New York Times contributor David Kaufman, writing here, wants us to know that he’s rendered distraught by “subtle streams of everyday racism that course through our homes, our workplaces, and the outside world.” An endless assault that “bombards people of colour.” People such as himself. It is, we’re told, time for a “cultural reckoning.”
For me, this reckoning begins with traffic signals.
Hm. Perhaps retracing our steps will help. Make things less confounding.
A few months back, before Covid-19 kept us in our homes and George Floyd made us take to the streets, I was walking with a friend, her daughter, and my twin sons. My friend is White and I’m not — something I’d never given a second thought until we reached a crosswalk. “Remember, honey,” she said to her daughter as we waited for the light to turn green, “we need to wait for the little White man to appear before we can cross the street.”
And in the very next breath:
I realise that White people like to exert control over nearly everything everyone does, I thought, but since when did this literally include trying to cross the street?
It’s a bold leap. Dense with assumptions. And hey, no racism there.
As a Black dad, I was struck by the language at play. How is it possible that well into the 21st century, parents all over Manhattan — well-meaning, #BLM-marching parents — are teaching their children to ask “little White men” for permission to cross the street? And why doesn’t this seem to bother them? It certainly bothered me.
The pedestrian crossing signal that so distresses Mr Kaufman – a rudimentary humanoid figure, made of white lights on a black background – can be seen here, from a safe distance. You may want to steady yourselves. It’s all very upsetting, at least for the exquisitely sensitive - people finer than ourselves. And who write for the New York Times. Mr Kaufman then goes on an investigative journey, in which he learns why, in a society with lots of non-English speakers, crossing signals with words – walk / don’t walk – are being replaced by simple, universal graphics, calibrated to capture attention – say, by using lights of a certain hue:
It’s “lunar white,” according to the Federal Highway administration: a shade of white with yellow and grey accents that mimics the colour of the moon.

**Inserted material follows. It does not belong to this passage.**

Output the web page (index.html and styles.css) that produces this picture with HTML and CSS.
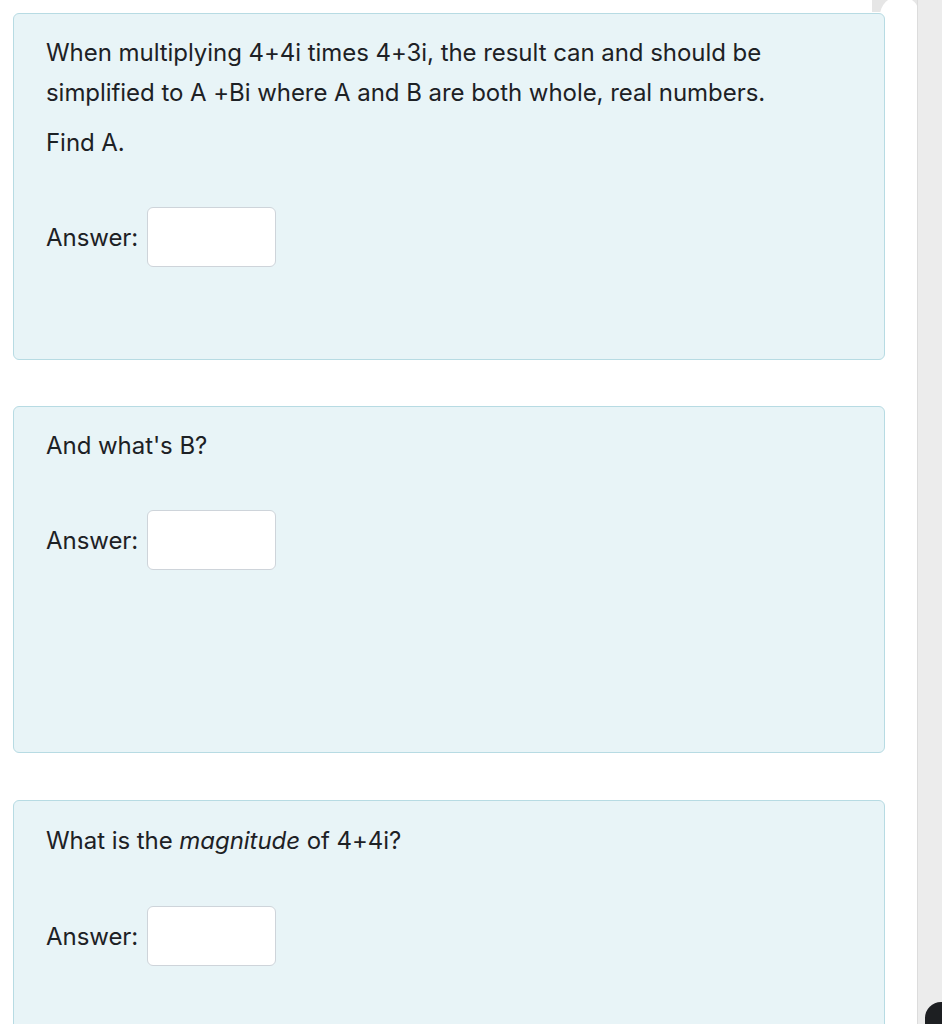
FILE: index.html
```html
<!DOCTYPE html>
<html>
<head>
  <meta charset="UTF-8"/>
  <title>Quiz</title>
  <link rel="stylesheet" href="styles.css">
</head>
<body>
  <div class="page">
    <div class="main">
      <div class="que">
        <p>When multiplying 4+4i times 4+3i, the result can and should be simplified to A +Bi where A and B are both whole, real numbers.</p>
        <p>Find A.</p>
        <div class="answer">
          <label for="q1">Answer:</label>
          <input id="q1" type="text">
        </div>
      </div>

      <div class="que">
        <p>And what's B?</p>
        <div class="answer">
          <label for="q2">Answer:</label>
          <input id="q2" type="text">
        </div>
      </div>

      <div class="que last">
        <p>What is the <em>magnitude</em> of 4+4i?</p>
        <div class="answer">
          <label for="q3">Answer:</label>
          <input id="q3" type="text">
        </div>
      </div>
    </div>
    <div class="side"></div>
  </div>

  <div class="tab-top"></div>
  <div class="corner"></div>
</body>
</html>
```

FILE: styles.css
```css
html, body {
  margin: 0;
  height: 100%;
  overflow: hidden;
}
body {
  font-family: Inter, "Noto Sans", sans-serif;
  color: #1d2125;
  background: #fff;
  letter-spacing: -0.05px;
}
.page {
  display: flex;
  height: 100%;
}
.main {
  width: 917px;
  padding: 13px 32px 0 13px;
  box-sizing: border-box;
}
.side {
  flex: 1;
  background: #ececec;
  border-left: 1px solid #dcdcdc;
}
.que {
  background: #e8f4f7;
  border: 1px solid #b7dbe3;
  border-radius: 6px;
  padding: 19px 32px 20px 32px;
  min-height: 347px;
  box-sizing: border-box;
  margin-bottom: 46px;
}
.que.last {
  margin-top: 47px;
  padding-top: 20px;
}
.que p {
  font-size: 24px;
  line-height: 40px;
  margin: 0 0 10px 0;
}
.answer {
  display: flex;
  align-items: center;
  gap: 9px;
  margin-top: 44px;
  font-size: 24px;
}
.que.last .answer {
  margin-top: 45px;
}
.answer input {
  width: 129px;
  height: 60px;
  box-sizing: border-box;
  border: 1px solid #ced4da;
  border-radius: 6px;
  background: #fff;
  font-size: 21px;
  padding: 6px 12px;
}
.tab-top {
  position: absolute;
  top: 0;
  left: 872px;
  width: 45px;
  height: 12px;
  background: #e6e6e6;
  overflow: hidden;
}
.tab-top::after {
  content: "";
  position: absolute;
  left: 8px;
  top: -4px;
  width: 40px;
  height: 40px;
  border-radius: 50%;
  background: #fff;
}
.corner {
  position: absolute;
  right: 0;
  bottom: 0;
  width: 17px;
  height: 22px;
  background: #1d1f22;
  border-top-left-radius: 16px;
}
```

Lunar white wasn’t chosen because it sounds cool. According to FHWA research, the agency spokesperson says, moonlight offers “the peak sensitivity for the rod cells in the human retina.” In other words, our vision is predisposed to favouring the clarity and intensity of moonlight.
All sounds quite sensible. Rather than, say, a nefarious racial conspiracy intended to break the will of the negro. However, Mr Kaufman - for whom pretentious agonising is the very stuff of life, or at least the stuff of woke status - is not easily deterred.
But my heart still sinks at the spectre of teaching my sons to ask a White man for permission to do — well, anything. Because so much of the world already insists that we do.
Loaded and sweeping claims for which no evidence or explanation are deemed necessary, and which are nonetheless expected to command deference, are, it seems, a signature of Mr Kaufman’s prose. And presumably, his mental habits.
Nonetheless, that little White man woke me up to the ways that language imparts power and privilege even upon the most banal necessities. And so, as I begin teaching my boys survival basics like riding a bike, waiting in line, and… yes… crossing the street, I’ll work hard to avoid phrases like “little White man.”
Happily, Mr Kaufman devises a cunning alternative.
a bit of extra verbal labour is worth the price of not conceding our power to even one more little White man.
bright light person.
A triumph, then, of sorts. An act of radical defiance. Against sensible pedestrian crossings.
Heavens, a button. I wonder what it does.